To date, workers have mounted nearly 90,000 of the 164,000 solar panels that will make up the array, and have installed 11,500 of the 13,000 piles and 4,600 of the 6,800 racks that will hold the panels in place and tilt them toward the sun. Right now, more than 200 workers swarm the site, adding thousands of panels each day and installing the power inverters and cabling that will carry electricity from the panels to the electric grid.
“Our local crews have made great progress after a challenging winter season,” said Pete Resler, manager of Global Communications & External Affairs for BP Solar. ”Soon, Long Island and Brookhaven Lab will showcase the bright future of American renewable energy.”
Even as the construction progresses, Brookhaven Lab scientists continue to develop their own research agenda for the large array and a planned smaller one. The large array will incorporate advanced monitoring equipment that will allow researchers to monitor, in real time, how much power the array is generating in relation to the amount of cloud cover present — giving them the ability to look at the impact of microscale elements like individual clouds on the array’s output.
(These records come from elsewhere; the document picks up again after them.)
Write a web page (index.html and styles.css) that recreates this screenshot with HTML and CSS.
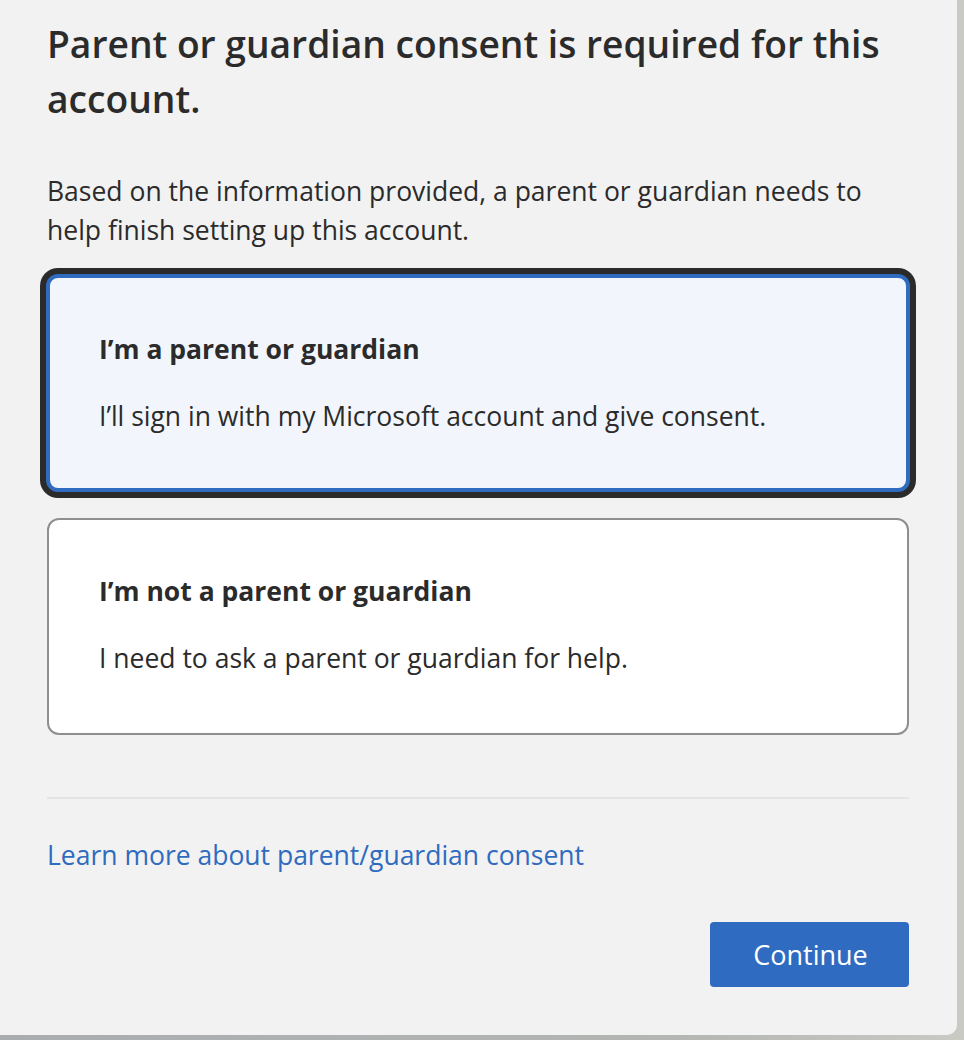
FILE: index.html
```html
<!DOCTYPE html>
<html lang="en">
<head>
<meta charset="utf-8">
<title>Parent or guardian consent</title>
<link rel="stylesheet" href="styles.css">
</head>
<body>
<main class="panel">
  <h1 class="title">Parent or guardian consent is required for this account.</h1>
  <p class="intro">Based on the information provided, a parent or guardian needs to help finish setting up this account.</p>
  <div class="options">
    <div class="option selected">
      <div class="option-title">I’m a parent or guardian</div>
      <div class="option-desc">I’ll sign in with my Microsoft account and give consent.</div>
    </div>
    <div class="option">
      <div class="option-title">I’m not a parent or guardian</div>
      <div class="option-desc">I need to ask a parent or guardian for help.</div>
    </div>
  </div>
  <hr class="divider">
  <a class="learn" href="#">Learn more about parent/guardian consent</a>
  <div class="actions">
    <button class="btn-primary" type="button">Continue</button>
  </div>
</main>
</body>
</html>
```

FILE: styles.css
```css
html, body {
  margin: 0;
  padding: 0;
}
body {
  width: 964px;
  height: 1040px;
  overflow: hidden;
  background: linear-gradient(90deg, #a9adb0 0%, #b4b6b3 70%, #c9cac4 100%);
  font-family: "Segoe UI", "Open Sans", "Noto Sans", sans-serif;
  color: #292929;
}
.panel {
  box-sizing: border-box;
  width: 957px;
  height: 1035px;
  background: #f2f2f2;
  border-bottom-right-radius: 10px;
  padding: 16px 48px 0 47px;
  display: flex;
  flex-direction: column;
}
.title {
  margin: 0;
  font-size: 37.2px;
  font-weight: 600;
  line-height: 55px;
  color: #2b2b2b;
}
.intro {
  margin: 46px 0 0;
  font-size: 26.5px;
  line-height: 39px;
  color: #2b2b2b;
}
.options {
  margin-top: 24px;
  display: flex;
  flex-direction: column;
  gap: 26px;
}
.option {
  box-sizing: border-box;
  height: 217px;
  border: 2px solid #8f8f8f;
  border-radius: 12px;
  background: #ffffff;
  padding: 53px 50px 0 50px;
}
.option.selected {
  height: 218px;
  border: 4px solid #2f6bbf;
  background: #f2f6fc;
  box-shadow: 0 0 0 6px #2b2b2b;
  margin: 0 -1px;
  padding: 53px 49px 0 49px;
}
.option-title {
  font-size: 26.5px;
  font-weight: 700;
  line-height: 36px;
  color: #2b2b2b;
}
.option-desc {
  margin-top: 31px;
  font-size: 26.5px;
  line-height: 36px;
  color: #2b2b2b;
}
.divider {
  margin: 62px 0 0;
  border: 0;
  border-top: 2px solid #e4e4e4;
  height: 0;
}
.learn {
  margin-top: 38px;
  align-self: flex-start;
  font-size: 26.5px;
  line-height: 36px;
  color: #2f6bbf;
  text-decoration: none;
}
.actions {
  margin-top: 49px;
  display: flex;
  justify-content: flex-end;
}
.btn-primary {
  width: 199px;
  height: 65px;
  border: 0;
  border-radius: 4px;
  background: #2f6bc0;
  color: #ffffff;
  font-family: inherit;
  font-size: 27px;
  padding: 0 0 0 2px;
}
```
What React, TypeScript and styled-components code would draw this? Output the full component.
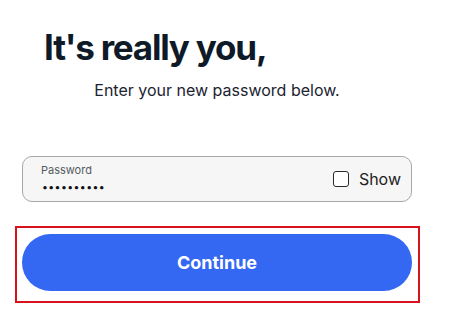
import React from "react";
import styled, { createGlobalStyle } from "styled-components";

const Global = createGlobalStyle`
  html, body { margin: 0; padding: 0; background: #ffffff; }
  body { font-family: Inter, "Noto Sans", Arial, sans-serif; }
`;

const Page = styled.main`
  width: 450px;
  height: 324px;
  box-sizing: border-box;
  padding: 26px 0 0 15px;
  display: flex;
  flex-direction: column;
`;

const Column = styled.div`
  width: 405px;
  display: flex;
  flex-direction: column;
`;

const Heading = styled.h1`
  margin: 0 0 0 29px;
  font-size: 35px;
  line-height: 42px;
  font-weight: 700;
  letter-spacing: -1.2px;
  color: #0e1a28;
`;

const Subtitle = styled.p`
  margin: 12px 0 0 7px;
  width: 390px;
  text-align: center;
  font-size: 16px;
  line-height: 20px;
  color: #1c2330;
`;

const Field = styled.label`
  margin: 56px 0 0 7px;
  width: 390px;
  height: 46px;
  box-sizing: border-box;
  border: 1px solid #a8a8a8;
  border-radius: 10px;
  background: #f6f6f6;
  display: flex;
  align-items: center;
  padding: 0 10px 0 18px;
`;

const FieldText = styled.div`
  flex: 1;
  display: flex;
  flex-direction: column;
`;

const FieldLabel = styled.span`
  font-size: 11px;
  line-height: 13px;
  color: #555b63;
`;

const PasswordInput = styled.input`
  border: none;
  outline: none;
  background: transparent;
  padding: 0;
  margin: 4px 0 0 1px;
  font-family: Inter, Arial, sans-serif;
  font-size: 10.5px;
  line-height: 14px;
  letter-spacing: 0.4px;
  color: #111;
  width: 200px;
`;

const ShowToggle = styled.span`
  display: flex;
  align-items: center;
  gap: 10px;
  font-size: 16px;
  color: #222;
`;

const Box = styled.span`
  width: 16px;
  height: 16px;
  box-sizing: border-box;
  border: 1.5px solid #2a2a2a;
  border-radius: 3px;
  background: #fff;
`;

const Highlight = styled.div`
  margin-top: 24px;
  width: 405px;
  height: 77px;
  box-sizing: border-box;
  border: 2px solid #d8121b;
  padding: 6px 0 0 5px;
`;

const ContinueButton = styled.button`
  width: 390px;
  height: 57px;
  border: none;
  border-radius: 29px;
  background: #3467f2;
  color: #ffffff;
  font-family: Inter, Arial, sans-serif;
  font-size: 18px;
  font-weight: 700;
  cursor: pointer;
`;

export default function App() {
  return (
    <>
      <Global />
      <Page>
        <Column>
          <Heading>It's really you,</Heading>
          <Subtitle>Enter your new password below.</Subtitle>
          <Field>
            <FieldText>
              <FieldLabel>Password</FieldLabel>
              <PasswordInput type="password" defaultValue="abcdefghij" readOnly />
            </FieldText>
            <ShowToggle>
              <Box />
              Show
            </ShowToggle>
          </Field>
          <Highlight>
            <ContinueButton>Continue</ContinueButton>
          </Highlight>
        </Column>
      </Page>
    </>
  );
}
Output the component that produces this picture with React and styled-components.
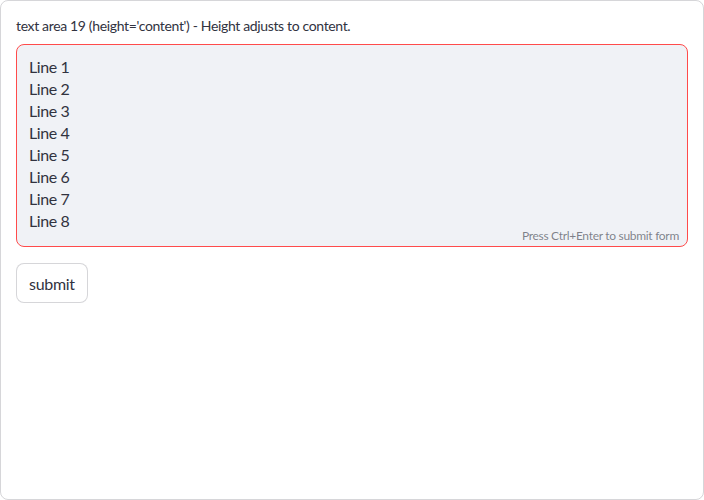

Researchers are also developing the ability to predict, up to 30 minutes in advance, the output of the large array based on observation, tracking, and evaluation of cloud conditions. This technique, known as “nowcasting,” uses optical imaging of the clouds and sophisticated software to identify shapes, track movements, and evaluate the optical density of the clouds — that is, how much light is filtered by clouds overhead. This type of near-term forecasting will help utilities anticipate changes — such as dips in solar-generated power at times of cloud cover — and make adjustments before they occur to maintain constant power on the grid.
“There’s not a lot of data available on how arrays of this size will function in the changeable weather of the northeastern United States,” said Pat Looney, chair of the Lab’s Sustainable Energy Department. “We have a unique opportunity here to determine how these types of factors might impact our ability to smoothly integrate renewables into the grid.”
Research at the smaller array, while still under discussion, will likely include testing of new inverter and power supply technologies, as well as advanced energy storage devices that will enable power generated during peak output times to be stored for use during times of greatest demand — when the sun may not be shining.
“The smaller research array will serve as a collaborative platform for the Laboratory,” said Looney. “It’s an opportunity for us to work with businesses in New York — especially here on Long Island — as well as university partners here and across the country to design, build, and test new solar-related technologies,” said Looney.